Not only has McIntyre retained the chorus – a concept that’s often considered just the wrong side of hilarious these days – she’s actually using a 50-strong community chorus.
“Oh that idea of the chorus has been in disrepute, I know, for years,” she laughingly acknowledges. “But in a perverse way that’s why I think it’s so important to honour it.
“The thing for me is always the strange bits of the play that make it not just your average two people sitting on a sofa muttering about life. The bits that stick out and snag your attention, what Jonathan Miller calls the knucklebones, those are the bits that are probably closest to human experience as it is, because human experience is rough and absurd. They are the important things about the play, the things that make it different.

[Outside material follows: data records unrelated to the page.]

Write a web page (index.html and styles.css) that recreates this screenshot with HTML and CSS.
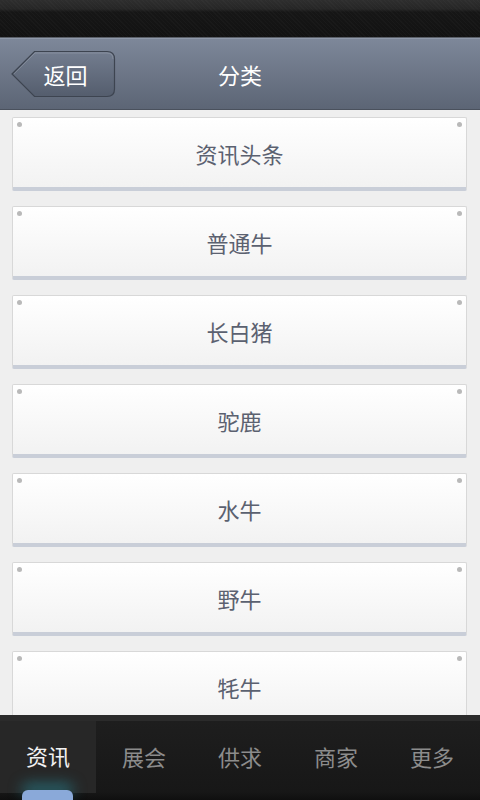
FILE: index.html
```html
<!DOCTYPE html>
<html lang="zh-CN">
<head>
    <meta charset="UTF-8">
    <meta name="viewport" content="width=device-width, initial-scale=1.0">
    <title>分类</title>
    <link rel="stylesheet" href="styles.css">
</head>
<body>
<div class="screen">
    <div class="status-bar"></div>

    <div class="header">
        <a class="back-btn" href="#">
            <svg class="back-shape" width="105" height="48" viewBox="0 0 105 48">
                <defs>
                    <linearGradient id="backFill" x1="0" y1="0" x2="0" y2="1">
                        <stop offset="0" stop-color="#737d8f"/>
                        <stop offset="1" stop-color="#545d6d"/>
                    </linearGradient>
                </defs>
                <path d="M1 24 L23.5 1.5 H96 Q103.5 1.5 103.5 9 V39 Q103.5 46.5 96 46.5 H23.5 Z" fill="url(#backFill)" stroke="#3d4450" stroke-width="1.2"/>
                <path d="M3 24 L24 3 H96 Q102 3 102 9" fill="none" stroke="rgba(255,255,255,0.15)" stroke-width="1"/>
            </svg>
            <span class="back-text">返回</span>
        </a>
        <div class="title">分类</div>
        <div class="header-spacer"></div>
    </div>

    <div class="list">
        <div class="card">资讯头条</div>
        <div class="card">普通牛</div>
        <div class="card">长白猪</div>
        <div class="card">驼鹿</div>
        <div class="card">水牛</div>
        <div class="card">野牛</div>
        <div class="card">牦牛</div>
    </div>

    <div class="tab-bar">
        <div class="tab active">资讯<span class="indicator"></span></div>
        <div class="tab">展会</div>
        <div class="tab">供求</div>
        <div class="tab">商家</div>
        <div class="tab">更多</div>
    </div>
</div>
</body>
</html>
```

FILE: styles.css
```css
* { box-sizing: border-box; }
body { margin: 0; font-family: "Noto Sans CJK SC", "Noto Sans", sans-serif; background: #efefef; }
.screen { width: 480px; height: 800px; display: flex; flex-direction: column; overflow: hidden; }

.status-bar { height: 38px; flex: none; border-bottom: 1px solid #5a5f68;
    background:
        repeating-linear-gradient(45deg, rgba(255,255,255,0.02) 0 1px, transparent 1px 3px),
        linear-gradient(#2e2e2e 0, #262626 9px, #161616 12px, #121212 100%); }

.header { height: 72px; flex: none; display: flex; align-items: center; padding: 0 12px;
    background: linear-gradient(#7d8799, #5c6575); border-top: 1px solid #8f99aa; border-bottom: 1px solid #4a515d; }
.back-btn { display: grid; width: 105px; height: 48px; text-decoration: none; flex: none; margin-left: -1px; }
.back-shape, .back-text { grid-area: 1 / 1; }
.back-text { color: #fff; font-size: 22px; align-self: center; justify-self: center; padding-left: 4px; margin-top: -1px; }
.title { flex: 1; text-align: center; color: #fff; font-size: 22px; margin-top: -1px; }
.header-spacer { width: 104px; flex: none; }

.list { flex: 1; overflow: hidden; padding: 7px 13px 0 12px; }
.card { position: relative; height: 74px; margin-bottom: 15px; display: flex; align-items: center; justify-content: center;
    font-size: 22px; color: #5b6170; padding-top: 1px;
    background: linear-gradient(#ffffff, #f2f2f2); border: 1px solid #d8d8d8; border-bottom: 4px solid #c9ced8; border-radius: 2px; }
.card::before, .card::after { content: ""; position: absolute; top: 4px; width: 5px; height: 5px; border-radius: 50%; background: #b9b9b9; }
.card::before { left: 4px; }
.card::after { right: 4px; }

.tab-bar { height: 85px; flex: none; display: flex; border-top: 6px solid #2b2b2b;
    background: linear-gradient(#1e1e1e, #171717 90%, #0f0f0f); }
.tab { position: relative; flex: 1; display: flex; align-items: center; justify-content: center; color: #8c8c8c; font-size: 22px; padding-bottom: 10px; }
.tab.active { color: #f2f2f2; background: #272727; margin-bottom: 7px; padding-bottom: 4px; }
.indicator { position: absolute; left: 22px; bottom: -7px; width: 51px; height: 10px; border-radius: 6px 6px 0 0; background: #8aa9d9;
    box-shadow: 0 -6px 14px rgba(40, 170, 190, 0.55); }
```
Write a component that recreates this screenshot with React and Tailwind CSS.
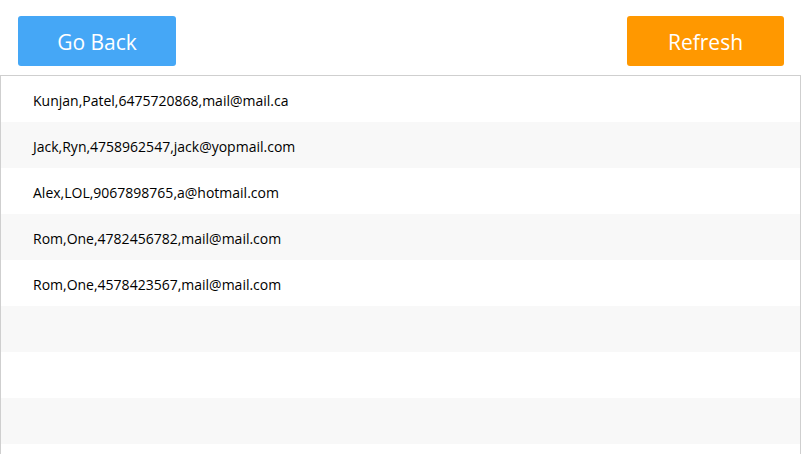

“The Oresteia is a great civic drama. It is about movement from government by family to the will of the people, and about the movement of humans from primeval darkness into light. It feels right to be doing this in Manchester, a great city with a long, noble, and continuing history of agitation for the greater good.
“This is why it is important for the production to centre around the voice of the citizens of Manchester. The people are the central driving force of each play, and our chorus form a key element of the production.”